**Given exercise**
From the listing below, select every line where the word "this" appears.

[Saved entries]
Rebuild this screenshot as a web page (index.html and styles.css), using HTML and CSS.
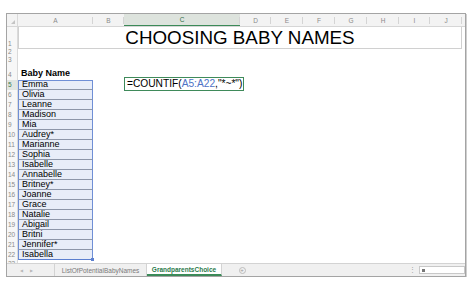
FILE: index.html
```html
<!DOCTYPE html>
<html>
<head>
<meta charset="utf-8">
<link rel="stylesheet" href="styles.css">
</head>
<body>
<div class="page">
  <div class="frame">
    <div class="sheet">
      <div class="row hdr">
        <div class="rh corner"><span class="tri"></span></div>
        <div class="ch ca">A</div>
        <div class="ch cb">B</div>
        <div class="ch cc active">C</div>
        <div class="ch cn">D</div>
        <div class="ch cw">E</div>
        <div class="ch cw">F</div>
        <div class="ch cw">G</div>
        <div class="ch cw">H</div>
        <div class="ch cn">I</div>
        <div class="ch cw">J</div>
      </div>
      <div class="row r1">
        <div class="rh">1</div>
        <div class="title">CHOOSING BABY NAMES</div>
      </div>
      <div class="row r2"><div class="rh">2</div></div>
      <div class="row r3"><div class="rh">3</div></div>
      <div class="row r4">
        <div class="rh">4</div>
        <div class="cell ca bold">Baby Name</div>
      </div>
      <div class="row rn">
        <div class="rh act">5</div>
        <div class="cell ca name first">Emma</div>
        <div class="cell cb"></div>
        <div class="formula">=COUNTIF(<span class="ref">A5:A22</span>,"*~*")</div>
      </div>
      <div class="row rn"><div class="rh">6</div><div class="cell ca name">Olivia</div></div>
      <div class="row rn"><div class="rh">7</div><div class="cell ca name">Leanne</div></div>
      <div class="row rn"><div class="rh">8</div><div class="cell ca name">Madison</div></div>
      <div class="row rn"><div class="rh">9</div><div class="cell ca name">Mia</div></div>
      <div class="row rn"><div class="rh">10</div><div class="cell ca name">Audrey*</div></div>
      <div class="row rn"><div class="rh">11</div><div class="cell ca name">Marianne</div></div>
      <div class="row rn"><div class="rh">12</div><div class="cell ca name">Sophia</div></div>
      <div class="row rn"><div class="rh">13</div><div class="cell ca name">Isabelle</div></div>
      <div class="row rn"><div class="rh">14</div><div class="cell ca name">Annabelle</div></div>
      <div class="row rn"><div class="rh">15</div><div class="cell ca name">Britney*</div></div>
      <div class="row rn"><div class="rh">16</div><div class="cell ca name">Joanne</div></div>
      <div class="row rn"><div class="rh">17</div><div class="cell ca name">Grace</div></div>
      <div class="row rn"><div class="rh">18</div><div class="cell ca name">Natalie</div></div>
      <div class="row rn"><div class="rh">19</div><div class="cell ca name">Abigail</div></div>
      <div class="row rn"><div class="rh">20</div><div class="cell ca name">Britni</div></div>
      <div class="row rn"><div class="rh">21</div><div class="cell ca name">Jennifer*</div></div>
      <div class="row rn"><div class="rh">22</div><div class="cell ca name last">Isabella<span class="handle"></span></div></div>
      <div class="row r23"><div class="rh top">23</div></div>
    </div>
    <div class="tabbar">
      <div class="nav"><span class="arr">&#9664;</span><span class="arr">&#9654;</span></div>
      <div class="tab">ListOfPotentialBabyNames</div>
      <div class="tab on">GrandparentsChoice</div>
      <div class="add"><span class="plus">+</span></div>
      <div class="spacer"></div>
      <div class="dots">&#8942;</div>
      <div class="hscroll"><span class="thumb"></span></div>
    </div>
  </div>
</div>
</body>
</html>
```

FILE: styles.css
```css
* { box-sizing: border-box; }
html, body { margin: 0; padding: 0; background: #ffffff; }
body { font-family: "Liberation Sans", Arial, sans-serif; color: #000; }

.page { padding: 13px 0 0 6px; }

.frame {
  width: 460px;
  height: 264px;
  border: 1px solid #a4a4a4;
  box-shadow: 1px 1px 0 #cfcfcf;
  display: flex;
  flex-direction: column;
  overflow: hidden;
}

.sheet { flex: 1; display: flex; flex-direction: column; overflow: hidden; }

.row { display: flex; flex: none; }
.hdr { height: 13px; background: #f3f3f3; border-bottom: 1px solid #d6d6d6; }
.r1 { height: 22px; }
.r2, .r3 { height: 8px; }
.r4 { height: 15px; }
.rn { height: 10px; }
.r23 { height: 4px; overflow: hidden; }

.rh {
  width: 11px;
  flex: none;
  background: #f7f7f7;
  border-right: 1px solid #dadada;
  font-size: 6.5px;
  color: #8a8a8a;
  display: flex;
  align-items: flex-end;
  padding: 0 0 1px 1px;
  line-height: 8px;
}
.rh.top { align-items: flex-start; padding: 0 0 0 1px; overflow: hidden; }
.rh.act { background: #e2e6e2; color: #3a7a50; }
.corner { position: relative; background: #f3f3f3; }
.tri {
  position: absolute;
  right: 2px;
  bottom: 2px;
  width: 0; height: 0;
  border-left: 4px solid transparent;
  border-bottom: 4px solid #c4c4c4;
}

.ch {
  flex: none;
  position: relative;
  font-size: 6.5px;
  color: #8a8a8a;
  display: flex;
  align-items: center;
  justify-content: center;
}
.ch::after {
  content: "";
  position: absolute;
  right: 0;
  top: 3px;
  height: 7px;
  width: 1px;
  background: #d4d4d4;
}
.ch.active { background: #dde3dd; color: #2f6f45; border-bottom: 1px solid #3b8a58; }

.ca { width: 75px; flex: none; }
.cb { width: 31px; flex: none; }
.cc { width: 116px; flex: none; }
.cn { width: 31px; }
.cw { width: 32px; }

.title {
  width: 444px;
  border: 1px solid #d0d0d0;
  border-top: none;
  font-size: 18.8px;
  line-height: 20px;
  text-align: center;
  display: flex;
  align-items: flex-end;
  justify-content: center;
  padding-bottom: 0;
}

.cell {
  font-size: 9px;
  display: flex;
  align-items: flex-end;
  padding: 0 0 0 3px;
  line-height: 10px;
  white-space: nowrap;
}
.bold { font-weight: bold; padding-bottom: 2px; }

.name {
  background: #e8edf8;
  border-left: 1px solid #6f8fd6;
  border-right: 1px solid #6f8fd6;
  border-bottom: 1px solid #8d96a8;
  position: relative;
}
.name.first { border-top: 1px solid #6f8fd6; }
.name.last { border-bottom: 1px solid #5b7fcf; }
.handle {
  position: absolute;
  right: -2px;
  bottom: -2px;
  width: 3px;
  height: 3px;
  background: #5b7fcf;
}

.formula {
  align-self: flex-start;
  margin-top: -3px;
  height: 14px;
  border: 1px solid #3f8a5a;
  padding: 0 1px 0 2px;
  font-size: 10.2px;
  line-height: 12px;
  white-space: nowrap;
  background: #fff;
}
.ref { color: #4d72c6; }

.tabbar {
  height: 13px;
  flex: none;
  display: flex;
  align-items: stretch;
  background: #f0f0f0;
  border-top: 1px solid #d3d3d3;
  font-size: 6.5px;
  color: #7a7a7a;
}
.nav {
  width: 48px;
  display: flex;
  align-items: center;
  gap: 7px;
  padding-left: 13px;
  border-right: 1px solid #d3d3d3;
}
.arr { font-size: 4px; color: #b8b8b8; }
.tab {
  width: 92px;
  display: flex;
  align-items: center;
  justify-content: center;
  border-right: 1px solid #d3d3d3;
}
.tab.on {
  width: 75px;
  background: #ffffff;
  color: #2b7a4b;
  font-weight: bold;
  border-bottom: 2px solid #3b8a58;
}
.add { width: 40px; display: flex; align-items: center; justify-content: center; }
.plus {
  width: 7px; height: 7px;
  border: 1px solid #bdbdbd;
  border-radius: 50%;
  font-size: 6px;
  line-height: 5px;
  text-align: center;
  color: #9a9a9a;
}
.spacer { flex: 1; }
.dots { width: 8px; display: flex; align-items: center; justify-content: center; font-size: 7px; color: #a0a0a0; }
.hscroll {
  width: 46px;
  background: #ffffff;
  border: 1px solid #c8c8c8;
  margin: 2px 0 2px 3px;
  position: relative;
}
.thumb { position: absolute; left: 2px; top: 2px; width: 3px; height: 3px; background: #777; }
```
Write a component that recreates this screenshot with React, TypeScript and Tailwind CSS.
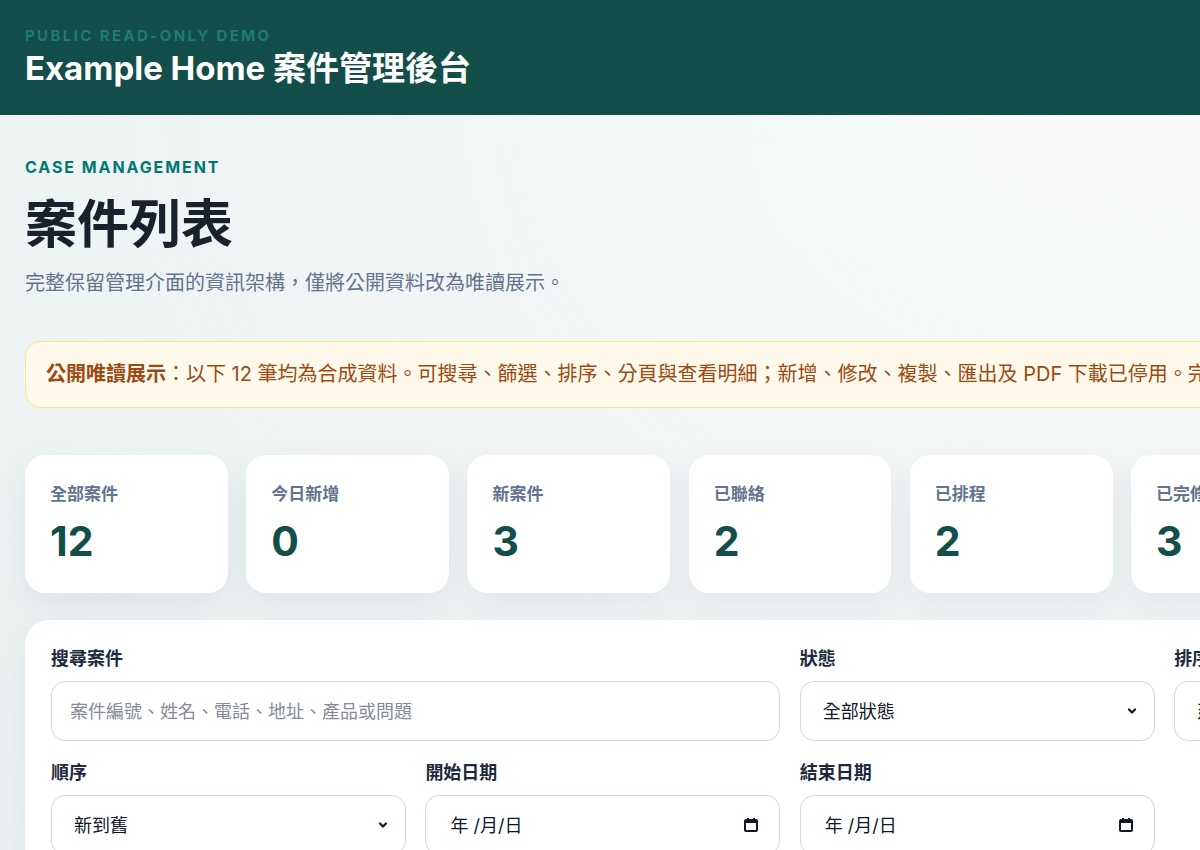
import React from 'react';

const font = "font-['Inter','Noto_Sans_CJK_TC',sans-serif]";

const stats = [
  { label: '全部案件', value: 12 },
  { label: '今日新增', value: 0 },
  { label: '新案件', value: 3 },
  { label: '已聯絡', value: 2 },
  { label: '已排程', value: 2 },
  { label: '已完修', value: 3 },
  { label: '已結案', value: 2 },
];

const Chevron: React.FC = () => (
  <svg width="12" height="12" viewBox="0 0 12 12" className="text-gray-900">
    <path d="M3 4.5 6 7.5l3-3" fill="none" stroke="currentColor" strokeWidth="2.2" strokeLinecap="round" strokeLinejoin="round" />
  </svg>
);

const CalendarGlyph: React.FC = () => (
  <svg width="16" height="16" viewBox="0 0 16 16" className="text-gray-900">
    <rect x="2" y="3" width="12" height="11" rx="1" fill="none" stroke="currentColor" strokeWidth="2" />
    <rect x="2" y="3" width="12" height="3" fill="currentColor" />
    <rect x="4" y="1" width="2" height="3" fill="currentColor" />
    <rect x="10" y="1" width="2" height="3" fill="currentColor" />
  </svg>
);

const Field: React.FC<{ label: string; className?: string; children: React.ReactNode }> = ({ label, className, children }) => (
  <div className={'flex flex-col ' + (className ?? '')}>
    <label className="text-[18px] leading-[22px] font-bold text-slate-800 mb-[11px]">{label}</label>
    {children}
  </div>
);

const boxCls = 'h-[60px] rounded-[14px] border border-gray-300 bg-white flex items-center text-[18px]';

const SelectBox: React.FC<{ value: string }> = ({ value }) => (
  <div className={boxCls + ' pl-[22px] pr-[16px] justify-between text-gray-900'}>
    <span>{value}</span>
    <Chevron />
  </div>
);

const DateBox: React.FC = () => (
  <div className={boxCls + ' pl-[24px] pr-[20px] justify-between text-gray-900'}>
    <span>年 /月/日</span>
    <CalendarGlyph />
  </div>
);

export default function App() {
  return (
    <div className={`${font} w-full min-h-[850px] overflow-hidden bg-[#f1f5f6]`}>
      <div className="w-[1580px]">
        <header className="h-[115px] bg-[#134e4a] px-[25px] pt-[26px]">
          <div className="text-[15px] leading-[20px] font-bold tracking-[0.16em] text-[#1c7c6f]">PUBLIC READ-ONLY DEMO</div>
          <h1 className="mt-[2px] text-[33px] leading-[40px] font-bold text-white">Example Home 案件管理後台</h1>
        </header>

        <main className="px-[25px] pt-[42px] pb-10 bg-[radial-gradient(ellipse_at_70%_0%,#f8fafb_0%,#f1f5f6_45%,#eaf0f1_100%)]">
          <div className="text-[16px] leading-[20px] font-bold tracking-[0.12em] text-teal-700">CASE MANAGEMENT</div>
          <h2 className="mt-[17px] text-[52px] leading-[62px] font-bold text-[#1a202c]">案件列表</h2>
          <p className="mt-[12px] text-[20px] leading-[30px] text-slate-500">完整保留管理介面的資訊架構，僅將公開資料改為唯讀展示。</p>

          <div className="mt-[43px] rounded-[16px] border border-amber-200 bg-[#fff9eb] px-[20px] py-[19px] text-[20px] leading-[27px] text-[#9a4a12] whitespace-nowrap">
            <strong className="font-bold">公開唯讀展示</strong>：以下 12 筆均為合成資料。可搜尋、篩選、排序、分頁與查看明細；新增、修改、複製、匯出及 PDF 下載已停用。完整功能請於授權環境中使用。
          </div>

          <div className="mt-[47px] grid grid-cols-7 gap-[18.5px]">
            {stats.map((s) => (
              <div key={s.label} className="h-[138px] rounded-[20px] bg-white px-[25px] pt-[27px] shadow-[0_12px_32px_rgba(15,40,50,0.07)]">
                <div className="text-[17px] leading-[24px] font-semibold text-slate-500">{s.label}</div>
                <div className="mt-[11px] text-[41px] leading-[48px] font-bold text-[#134e4a]">{s.value}</div>
              </div>
            ))}
          </div>

          <div className="mt-[27px] rounded-[24px] bg-white px-[26px] pt-[28px] pb-[28px] shadow-[0_12px_32px_rgba(15,40,50,0.07)]">
            <div className="grid grid-cols-4 gap-x-[19.5px] gap-y-[21px]">
              <Field label="搜尋案件" className="col-span-2">
                <div className={boxCls + ' px-[18px] text-[#868b94]'}>案件編號、姓名、電話、地址、產品或問題</div>
              </Field>
              <Field label="狀態">
                <SelectBox value="全部狀態" />
              </Field>
              <Field label="排序依據">
                <SelectBox value="建立時間" />
              </Field>
              <Field label="順序">
                <SelectBox value="新到舊" />
              </Field>
              <Field label="開始日期">
                <DateBox />
              </Field>
              <Field label="結束日期">
                <DateBox />
              </Field>
            </div>
          </div>
        </main>
      </div>
    </div>
  );
}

**Problem solution**
Rebuild this screenshot as a web page (index.html and styles.css), using HTML and CSS.
Write a component that recreates this screenshot with React, TypeScript and Tailwind CSS.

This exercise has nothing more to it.